In 2000, following a deal with Six Degrees, she delivered the electro-bossa landmark Tanto Tempo. She moved to Verve in 2009 for All in One, an album tracked in New York, Jamaica, and Brazil whose production team included Mark Ronson, John King, Carlinhos Brown, and Mario Caldato, Jr. Two years afterward she supplied the voice of the bird Eva in Disney’s animated feature Rio. On the widely admired 2014 Sony release Tudo she enlisted string arranger Miguel Atwood-Ferguson, singer Seu Jorge, and producer Kassin. In 2019 she and producer-songwriter Thomas Bartlett recorded Agora, which PIAS licensed for release the following year. Gilberto returned in 2023 with João, a set devoted to songs associated with her late father.

Born in New York City in 1966 while her parents resided there, she spent her childhood between that city and Brazil. Miúcha guided her early vocal training, and as a youngster she already appeared in professional productions such as Saltimbancos and Pirlimpimpim. At age seven she made her first recording appearance on one of her mother’s solo albums; two years later she joined Miúcha and Stan Getz onstage at Carnegie Hall.

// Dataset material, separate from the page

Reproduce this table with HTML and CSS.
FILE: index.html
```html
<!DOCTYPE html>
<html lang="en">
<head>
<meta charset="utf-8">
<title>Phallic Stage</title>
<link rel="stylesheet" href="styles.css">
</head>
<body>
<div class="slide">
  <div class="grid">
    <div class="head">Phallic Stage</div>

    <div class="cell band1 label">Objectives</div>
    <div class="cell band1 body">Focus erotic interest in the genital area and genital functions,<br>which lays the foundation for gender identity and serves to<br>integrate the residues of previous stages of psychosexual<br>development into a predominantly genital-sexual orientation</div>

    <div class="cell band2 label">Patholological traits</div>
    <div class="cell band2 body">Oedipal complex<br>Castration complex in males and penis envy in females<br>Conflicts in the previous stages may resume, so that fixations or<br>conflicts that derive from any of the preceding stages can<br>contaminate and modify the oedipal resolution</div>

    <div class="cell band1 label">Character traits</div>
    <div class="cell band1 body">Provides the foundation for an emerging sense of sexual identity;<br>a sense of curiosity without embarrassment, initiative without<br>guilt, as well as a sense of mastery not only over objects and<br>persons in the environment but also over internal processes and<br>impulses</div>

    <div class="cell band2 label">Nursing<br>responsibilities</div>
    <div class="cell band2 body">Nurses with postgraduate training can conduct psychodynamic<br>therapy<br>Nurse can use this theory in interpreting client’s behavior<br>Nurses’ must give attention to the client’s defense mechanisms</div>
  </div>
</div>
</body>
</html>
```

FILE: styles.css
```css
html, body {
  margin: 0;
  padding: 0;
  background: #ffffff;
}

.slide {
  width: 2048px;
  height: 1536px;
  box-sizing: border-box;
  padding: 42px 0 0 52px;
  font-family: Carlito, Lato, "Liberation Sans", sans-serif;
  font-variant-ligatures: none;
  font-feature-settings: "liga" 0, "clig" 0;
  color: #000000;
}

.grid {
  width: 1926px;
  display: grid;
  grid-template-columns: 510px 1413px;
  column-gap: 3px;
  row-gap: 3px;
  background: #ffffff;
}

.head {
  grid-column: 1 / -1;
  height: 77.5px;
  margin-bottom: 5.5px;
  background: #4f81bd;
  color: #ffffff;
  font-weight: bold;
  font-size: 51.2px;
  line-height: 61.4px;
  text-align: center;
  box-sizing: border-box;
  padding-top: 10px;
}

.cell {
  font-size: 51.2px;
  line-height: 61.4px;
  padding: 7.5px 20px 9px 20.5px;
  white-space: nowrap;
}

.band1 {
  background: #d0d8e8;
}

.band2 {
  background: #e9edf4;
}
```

In 1983, at seventeen, she shared the Funarte album Um Certo Geraldo Pereira with singer Pedrinho Rodrigues.

Family counsel encouraged a measured approach to her career, so her proper solo debut arrived only with the 1986 Bebel Gilberto EP, whose songs were written in tandem with Brazilian pop and rock figures including Cazuza and Dé. Returning to New York in 1991, she performed regularly in clubs and at Lincoln Center while renewing work with David Byrne and Arto Lindsay. That same year she joined Gal Costa, Naná Vasconcelos, and Laurie Anderson in Arto Lindsay’s re-imagining of a Carmen Miranda tribute. She also began contributing to dance-oriented projects that fused Brazilian bossa elements, co-writing the international hit “Technova” with Deee-Lite’s Towa Tei. Additional guest spots appeared on Thievery Corporation’s “Só Com Você” and Arling & Cameron’s “Sem Contenção,” and by the close of the decade she had settled in England. In 1998 she duetted with João Gilberto during his Carnegie Hall concert.

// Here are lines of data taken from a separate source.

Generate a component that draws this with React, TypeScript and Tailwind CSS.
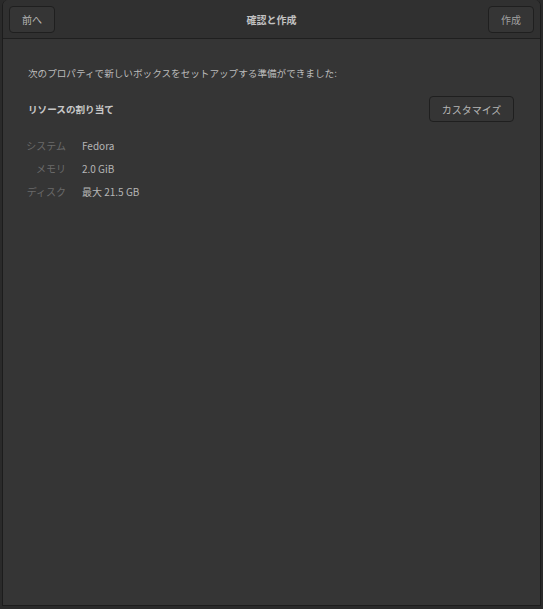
import React from "react";

export default function App() {
  const font = { fontFamily: '"Noto Sans CJK JP", "Noto Sans", sans-serif' };
  return (
    <div className="w-[543px] h-[609px] bg-[#2a2a2a] flex" style={font}>
      <div className="flex-1 flex flex-col ml-[2px] mr-[2px] mb-[3px] border border-t-0 border-[#1c1c1c] rounded-t-[6px] bg-[#353535] overflow-hidden">
        <div className="h-[39px] shrink-0 flex items-center justify-between px-[6px] bg-[#303030] border-b border-[#1f1f1f] relative">
          <button className="w-[46px] h-[27px] rounded-[4px] border border-[#1f1f1f] bg-[#353535] text-[10px] text-[#b5b5b5] flex items-center justify-center">
            前へ
          </button>
          <div className="absolute left-0 right-0 top-0 h-[39px] flex items-center justify-center pointer-events-none">
            <span className="text-[10px] font-bold text-[#c2c2c2]">確認と作成</span>
          </div>
          <button className="w-[46px] h-[27px] rounded-[4px] border border-[#1f1f1f] bg-[#353535] text-[10px] text-[#a0a0a0] flex items-center justify-center">
            作成
          </button>
        </div>
        <div className="flex flex-col px-[25px] pt-[27px]">
          <p className="text-[9.6px] text-[#bcbcbc] leading-[14px]">
            次のプロパティで新しいボックスをセットアップする準備ができました:
          </p>
          <div className="flex items-center justify-between mt-[16px]">
            <span className="text-[9.6px] font-bold text-[#c8c8c8]">リソースの割り当て</span>
            <button className="w-[85px] h-[26px] rounded-[4px] border border-[#1f1f1f] bg-[#353535] text-[10px] text-[#b5b5b5] flex items-center justify-center mr-[1px]">
              カスタマイズ
            </button>
          </div>
          <div className="grid grid-cols-[38px_1fr] gap-x-[16px] gap-y-[8px] mt-[16px] text-[10px] leading-[15px]">
            <span className="justify-self-end whitespace-nowrap text-[#6a6a6a]">システム</span>
            <span className="whitespace-nowrap text-[#b5b5b5]">Fedora</span>
            <span className="justify-self-end whitespace-nowrap text-[#6a6a6a]">メモリ</span>
            <span className="whitespace-nowrap text-[#b5b5b5]">2.0 GiB</span>
            <span className="justify-self-end whitespace-nowrap text-[#6a6a6a]">ディスク</span>
            <span className="whitespace-nowrap text-[#b5b5b5]">最大 21.5 GB</span>
          </div>
        </div>
      </div>
    </div>
  );
}
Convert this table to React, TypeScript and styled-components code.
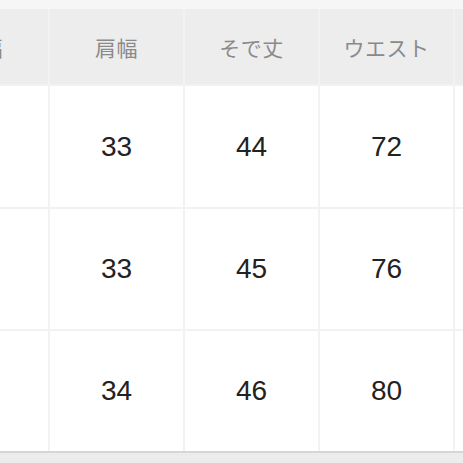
import React from 'react';
import styled, { createGlobalStyle } from 'styled-components';

const GlobalStyle = createGlobalStyle`
  html, body {
    margin: 0;
    padding: 0;
    background: #f6f6f6;
    overflow: hidden;
  }
`;

const Page = styled.div`
  width: 463px;
  height: 463px;
  overflow: hidden;
  padding-top: 9px;
  box-sizing: border-box;
  background: #f6f6f6;
`;

const SizeTable = styled.div`
  display: grid;
  grid-template-columns: repeat(5, 133px);
  grid-auto-rows: 120px;
  grid-template-rows: 75px 121px;
  gap: 2px;
  margin-left: -85px;
  width: max-content;
  background: #f2f2f2;
  border-bottom: 2px solid #d6d6d6;
`;

const HeadCell = styled.div`
  display: flex;
  align-items: center;
  justify-content: center;
  background: #ededed;
  color: #8a8a8a;
  font-family: "Noto Sans CJK JP", "Noto Sans", sans-serif;
  font-size: 21px;
  letter-spacing: 0.5px;
`;

const Cell = styled.div`
  display: flex;
  align-items: center;
  justify-content: center;
  background: #ffffff;
  color: #222222;
  font-family: "Liberation Sans", Arial, sans-serif;
  font-size: 28px;
`;

const Footer = styled.div`
  height: 20px;
  background: #ececec;
`;

const headers = ['身幅', '肩幅', 'そで丈', 'ウエスト', ''];

const rows = [
  ['48', '33', '44', '72', ''],
  ['50', '33', '45', '76', ''],
  ['52', '34', '46', '80', ''],
];

const App: React.FC = () => {
  return (
    <>
      <GlobalStyle />
      <Page>
        <SizeTable>
          {headers.map((h, j) => (
            <HeadCell key={`h-${j}`}>{h}</HeadCell>
          ))}
          {rows.map((row, i) =>
            row.map((v, j) => <Cell key={`${i}-${j}`}>{v}</Cell>)
          )}
        </SizeTable>
        <Footer />
      </Page>
    </>
  );
};

export default App;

Tanto Tempo surfaced in 2000 on Ziriguiboom Records, registering strongly on the World Music charts and securing two Latin Grammy nominations the next year for Best New Artist and Best Música Popular Brasileira Album. Its companion release, Tanto Tempo Remixes, followed in the same twelve-month span, after which Gilberto began work with producer Marius de Vries. The resulting introspective, self-titled album reached stores in mid-2004; Momento appeared three years later, featuring contributions from Brazilian Girls and Orquestra Imperial, and All in One arrived in 2009. Although her then-husband Didiê Cunha served as executive producer and engineer on All in One, the couple had divorced by the time sessions began for the 2014 album Tudo, produced by Mario Caldato, Jr.; much of the new material drew directly from that separation. Issued while Brazil hosted the World Cup, Tudo held the top spot on the World Music charts for six weeks. During the same period Gilberto assumed management of her father’s previously disputed finances and ultimately recovered roughly $43 million in royalties through international legal proceedings.

After touring behind the album’s commercial success she sensed a creative impasse, parted ways with Sony, and stepped back to seek fresh direction. During a trip to Italy phrases surfaced that she felt compelled to set down; shortly after returning to New York she contacted longtime friend Thomas Bartlett, with whom she had previously worked on All in One. Bartlett invited her to his studio the next day, and the spontaneous sessions produced seventeen songs shaped by both artists. Although she had sung in English on Tudo, Bartlett encouraged her to record in Portuguese. Without label obligations the project unfolded free of external schedules. In 2018 she endured the loss of both parents and a close friend, yet she and Bartlett continued assembling the record in fragments while she handled family estates in Brazil. Late in 2019 she finished Agora, which PIAS issued in August 2020 after the March video single “Deixa.”

João Gilberto, the Brazilian singer, songwriter, and guitarist known as the father of bossa nova, passed away in 2019 following a seventy-year career. During his lifetime Bebel had refrained from interpreting his repertoire, having stated publicly that she did not yet feel vocally prepared. His death prompted an intensive effort to master the songs most closely tied to him. The resulting 2023 collection João contains eleven such pieces and marks the first occasion on which she devoted an entire album to cover versions. After its August release she embarked on an international tour presenting the material.